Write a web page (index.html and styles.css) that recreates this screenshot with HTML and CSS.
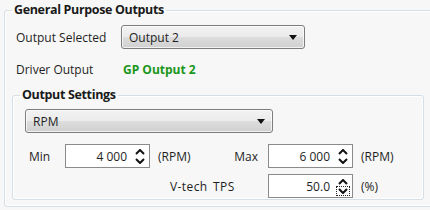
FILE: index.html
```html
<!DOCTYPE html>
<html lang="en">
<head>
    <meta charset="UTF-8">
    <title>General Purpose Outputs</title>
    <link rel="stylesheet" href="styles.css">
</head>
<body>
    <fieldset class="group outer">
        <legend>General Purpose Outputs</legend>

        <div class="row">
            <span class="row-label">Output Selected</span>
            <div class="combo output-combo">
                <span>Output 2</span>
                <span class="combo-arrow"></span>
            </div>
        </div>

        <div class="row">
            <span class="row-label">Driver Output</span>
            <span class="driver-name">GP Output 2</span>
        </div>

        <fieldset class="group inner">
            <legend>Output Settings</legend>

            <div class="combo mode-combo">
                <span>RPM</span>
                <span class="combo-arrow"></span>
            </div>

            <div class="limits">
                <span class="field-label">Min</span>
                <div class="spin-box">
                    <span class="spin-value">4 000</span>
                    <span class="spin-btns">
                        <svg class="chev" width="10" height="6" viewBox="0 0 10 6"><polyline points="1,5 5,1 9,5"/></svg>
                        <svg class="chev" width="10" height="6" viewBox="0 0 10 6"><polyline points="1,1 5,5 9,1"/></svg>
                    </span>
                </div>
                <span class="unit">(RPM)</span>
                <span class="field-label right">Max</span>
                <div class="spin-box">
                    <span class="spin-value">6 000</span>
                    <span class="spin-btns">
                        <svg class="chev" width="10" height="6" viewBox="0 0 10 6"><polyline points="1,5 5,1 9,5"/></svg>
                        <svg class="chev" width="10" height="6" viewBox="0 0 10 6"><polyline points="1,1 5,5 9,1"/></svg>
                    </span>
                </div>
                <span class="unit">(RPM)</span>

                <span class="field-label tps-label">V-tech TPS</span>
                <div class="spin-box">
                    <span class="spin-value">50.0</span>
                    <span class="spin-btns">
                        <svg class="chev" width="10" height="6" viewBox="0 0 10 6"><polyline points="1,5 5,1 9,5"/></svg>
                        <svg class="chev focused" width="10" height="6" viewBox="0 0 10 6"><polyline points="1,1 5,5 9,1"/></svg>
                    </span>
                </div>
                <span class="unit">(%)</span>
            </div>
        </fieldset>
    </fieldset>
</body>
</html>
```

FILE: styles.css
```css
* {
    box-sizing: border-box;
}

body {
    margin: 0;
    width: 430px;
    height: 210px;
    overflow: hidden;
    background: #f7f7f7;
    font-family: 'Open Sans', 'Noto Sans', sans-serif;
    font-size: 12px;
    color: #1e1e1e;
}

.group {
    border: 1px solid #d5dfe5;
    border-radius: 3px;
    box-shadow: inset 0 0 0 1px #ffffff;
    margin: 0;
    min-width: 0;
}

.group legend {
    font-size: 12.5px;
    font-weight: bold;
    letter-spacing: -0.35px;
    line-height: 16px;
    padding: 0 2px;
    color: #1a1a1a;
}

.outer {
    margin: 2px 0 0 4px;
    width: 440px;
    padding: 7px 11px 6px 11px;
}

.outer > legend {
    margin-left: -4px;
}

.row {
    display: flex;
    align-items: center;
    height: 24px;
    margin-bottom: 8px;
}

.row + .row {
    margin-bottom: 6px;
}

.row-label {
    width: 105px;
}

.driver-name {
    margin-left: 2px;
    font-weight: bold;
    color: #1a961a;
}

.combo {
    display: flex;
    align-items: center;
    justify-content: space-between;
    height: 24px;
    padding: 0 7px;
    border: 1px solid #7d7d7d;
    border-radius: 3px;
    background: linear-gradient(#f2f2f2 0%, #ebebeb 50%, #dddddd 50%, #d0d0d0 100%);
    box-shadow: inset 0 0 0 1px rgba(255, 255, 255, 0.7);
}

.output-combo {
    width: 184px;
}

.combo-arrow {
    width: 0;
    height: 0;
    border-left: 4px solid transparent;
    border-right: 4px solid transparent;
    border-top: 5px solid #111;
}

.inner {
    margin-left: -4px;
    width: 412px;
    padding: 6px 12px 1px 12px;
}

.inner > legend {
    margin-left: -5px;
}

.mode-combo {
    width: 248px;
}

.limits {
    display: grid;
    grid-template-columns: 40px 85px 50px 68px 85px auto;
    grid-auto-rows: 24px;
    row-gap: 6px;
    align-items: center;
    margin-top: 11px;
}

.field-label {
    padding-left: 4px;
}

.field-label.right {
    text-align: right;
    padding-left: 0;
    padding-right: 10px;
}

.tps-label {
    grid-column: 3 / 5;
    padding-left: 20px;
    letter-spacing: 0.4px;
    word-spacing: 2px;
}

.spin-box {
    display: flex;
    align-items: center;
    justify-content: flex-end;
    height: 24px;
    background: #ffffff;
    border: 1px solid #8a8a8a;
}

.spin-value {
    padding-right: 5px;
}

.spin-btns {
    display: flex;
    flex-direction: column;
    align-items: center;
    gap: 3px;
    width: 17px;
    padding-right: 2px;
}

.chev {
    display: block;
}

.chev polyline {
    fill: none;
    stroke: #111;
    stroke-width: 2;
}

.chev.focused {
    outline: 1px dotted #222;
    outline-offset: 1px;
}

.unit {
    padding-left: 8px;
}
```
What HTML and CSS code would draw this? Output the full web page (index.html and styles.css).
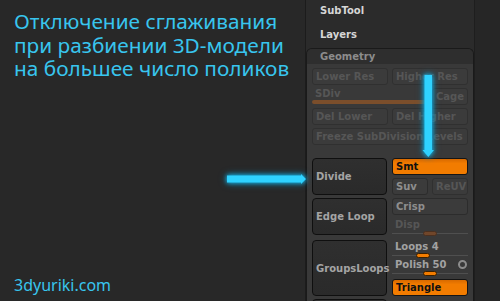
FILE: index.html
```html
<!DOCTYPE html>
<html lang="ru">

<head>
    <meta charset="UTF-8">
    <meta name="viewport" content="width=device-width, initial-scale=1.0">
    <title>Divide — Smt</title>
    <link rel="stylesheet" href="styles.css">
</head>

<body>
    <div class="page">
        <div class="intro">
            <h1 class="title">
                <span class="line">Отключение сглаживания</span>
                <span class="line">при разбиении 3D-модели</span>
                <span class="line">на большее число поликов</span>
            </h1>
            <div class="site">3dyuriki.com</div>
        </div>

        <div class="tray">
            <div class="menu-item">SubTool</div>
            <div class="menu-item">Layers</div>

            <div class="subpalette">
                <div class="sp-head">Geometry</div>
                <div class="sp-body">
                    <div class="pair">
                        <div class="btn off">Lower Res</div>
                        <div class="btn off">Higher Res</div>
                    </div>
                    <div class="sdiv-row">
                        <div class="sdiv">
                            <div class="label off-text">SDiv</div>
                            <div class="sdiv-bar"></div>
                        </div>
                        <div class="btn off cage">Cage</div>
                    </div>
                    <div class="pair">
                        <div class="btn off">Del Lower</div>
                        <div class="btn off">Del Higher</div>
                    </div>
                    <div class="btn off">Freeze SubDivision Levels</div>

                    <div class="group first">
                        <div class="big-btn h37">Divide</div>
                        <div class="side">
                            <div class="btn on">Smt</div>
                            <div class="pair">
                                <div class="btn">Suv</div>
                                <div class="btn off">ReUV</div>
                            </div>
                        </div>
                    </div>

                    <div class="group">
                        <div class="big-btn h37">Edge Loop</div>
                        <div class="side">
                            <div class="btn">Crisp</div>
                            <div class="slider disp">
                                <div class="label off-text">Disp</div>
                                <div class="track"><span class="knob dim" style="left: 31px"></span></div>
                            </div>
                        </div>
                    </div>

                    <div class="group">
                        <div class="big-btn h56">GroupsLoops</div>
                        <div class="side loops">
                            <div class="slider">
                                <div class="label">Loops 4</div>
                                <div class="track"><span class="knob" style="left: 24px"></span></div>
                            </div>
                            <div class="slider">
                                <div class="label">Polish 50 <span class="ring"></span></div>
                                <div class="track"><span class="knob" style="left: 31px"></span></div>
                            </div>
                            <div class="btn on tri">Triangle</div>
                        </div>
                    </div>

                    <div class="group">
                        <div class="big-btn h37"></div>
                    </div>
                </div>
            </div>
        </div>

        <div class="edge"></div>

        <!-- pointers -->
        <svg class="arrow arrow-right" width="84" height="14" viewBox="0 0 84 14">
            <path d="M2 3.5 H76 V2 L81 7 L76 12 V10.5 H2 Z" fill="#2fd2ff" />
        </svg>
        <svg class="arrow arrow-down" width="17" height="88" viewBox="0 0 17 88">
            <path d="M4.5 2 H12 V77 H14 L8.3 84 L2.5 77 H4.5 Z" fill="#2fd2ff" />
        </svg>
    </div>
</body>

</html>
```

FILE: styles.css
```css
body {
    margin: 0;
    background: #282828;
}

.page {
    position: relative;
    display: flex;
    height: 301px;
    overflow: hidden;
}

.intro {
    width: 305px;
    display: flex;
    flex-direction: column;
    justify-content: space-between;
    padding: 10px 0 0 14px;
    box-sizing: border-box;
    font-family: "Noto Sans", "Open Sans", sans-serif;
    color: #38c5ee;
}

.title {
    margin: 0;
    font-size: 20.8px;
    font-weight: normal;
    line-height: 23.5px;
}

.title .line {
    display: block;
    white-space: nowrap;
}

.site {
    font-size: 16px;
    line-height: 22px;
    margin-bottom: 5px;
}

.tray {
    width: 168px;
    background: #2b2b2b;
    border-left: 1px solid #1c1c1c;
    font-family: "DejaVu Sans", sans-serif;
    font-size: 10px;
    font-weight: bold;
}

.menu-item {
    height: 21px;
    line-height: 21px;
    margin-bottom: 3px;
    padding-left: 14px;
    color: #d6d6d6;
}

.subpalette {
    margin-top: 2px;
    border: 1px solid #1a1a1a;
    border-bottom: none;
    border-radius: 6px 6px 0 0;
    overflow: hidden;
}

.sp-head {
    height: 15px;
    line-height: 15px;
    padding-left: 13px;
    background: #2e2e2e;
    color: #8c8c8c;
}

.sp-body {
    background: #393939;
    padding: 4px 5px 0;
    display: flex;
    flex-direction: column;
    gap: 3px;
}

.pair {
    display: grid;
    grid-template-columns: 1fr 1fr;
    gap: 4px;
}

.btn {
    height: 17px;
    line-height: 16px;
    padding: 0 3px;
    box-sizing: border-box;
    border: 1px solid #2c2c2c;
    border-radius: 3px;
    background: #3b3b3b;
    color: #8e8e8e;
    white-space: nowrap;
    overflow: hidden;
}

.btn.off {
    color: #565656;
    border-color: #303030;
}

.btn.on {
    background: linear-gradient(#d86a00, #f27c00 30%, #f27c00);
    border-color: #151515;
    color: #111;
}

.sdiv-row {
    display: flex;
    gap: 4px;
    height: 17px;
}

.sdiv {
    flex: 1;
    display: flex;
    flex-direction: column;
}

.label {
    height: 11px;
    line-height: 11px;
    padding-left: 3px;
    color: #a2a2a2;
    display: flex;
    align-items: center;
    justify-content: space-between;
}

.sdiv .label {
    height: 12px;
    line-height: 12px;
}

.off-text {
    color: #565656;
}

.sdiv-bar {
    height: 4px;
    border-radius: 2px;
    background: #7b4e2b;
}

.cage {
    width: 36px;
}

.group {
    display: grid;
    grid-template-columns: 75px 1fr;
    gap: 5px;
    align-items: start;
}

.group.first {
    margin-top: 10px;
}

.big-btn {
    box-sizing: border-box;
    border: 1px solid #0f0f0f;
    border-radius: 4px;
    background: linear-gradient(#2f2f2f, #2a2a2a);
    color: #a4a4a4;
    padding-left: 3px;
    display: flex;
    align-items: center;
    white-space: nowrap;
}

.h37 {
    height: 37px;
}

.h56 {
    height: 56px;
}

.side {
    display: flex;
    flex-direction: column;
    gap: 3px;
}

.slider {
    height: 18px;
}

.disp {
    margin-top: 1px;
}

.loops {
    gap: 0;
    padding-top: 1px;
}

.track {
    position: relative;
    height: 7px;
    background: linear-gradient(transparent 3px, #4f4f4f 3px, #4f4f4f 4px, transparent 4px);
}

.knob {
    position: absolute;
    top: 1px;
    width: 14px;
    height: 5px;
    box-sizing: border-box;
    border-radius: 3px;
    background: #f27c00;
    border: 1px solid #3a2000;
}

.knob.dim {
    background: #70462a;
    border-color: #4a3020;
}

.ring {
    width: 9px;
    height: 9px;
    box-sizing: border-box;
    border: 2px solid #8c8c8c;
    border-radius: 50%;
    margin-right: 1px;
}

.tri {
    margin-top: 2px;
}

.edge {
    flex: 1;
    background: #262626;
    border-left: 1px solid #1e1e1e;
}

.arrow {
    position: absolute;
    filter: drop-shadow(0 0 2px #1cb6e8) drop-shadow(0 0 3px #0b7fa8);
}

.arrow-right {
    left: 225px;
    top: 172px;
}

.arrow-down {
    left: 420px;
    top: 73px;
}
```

####

### Stated problem
In the entries above, find every line with the word "index" and list it.

### Full response
Write a web page (index.html and styles.css) that recreates this screenshot with HTML and CSS.
FILE: index.html
What HTML and CSS code would draw this? Output the full web page (index.html and styles.css).
FILE: index.html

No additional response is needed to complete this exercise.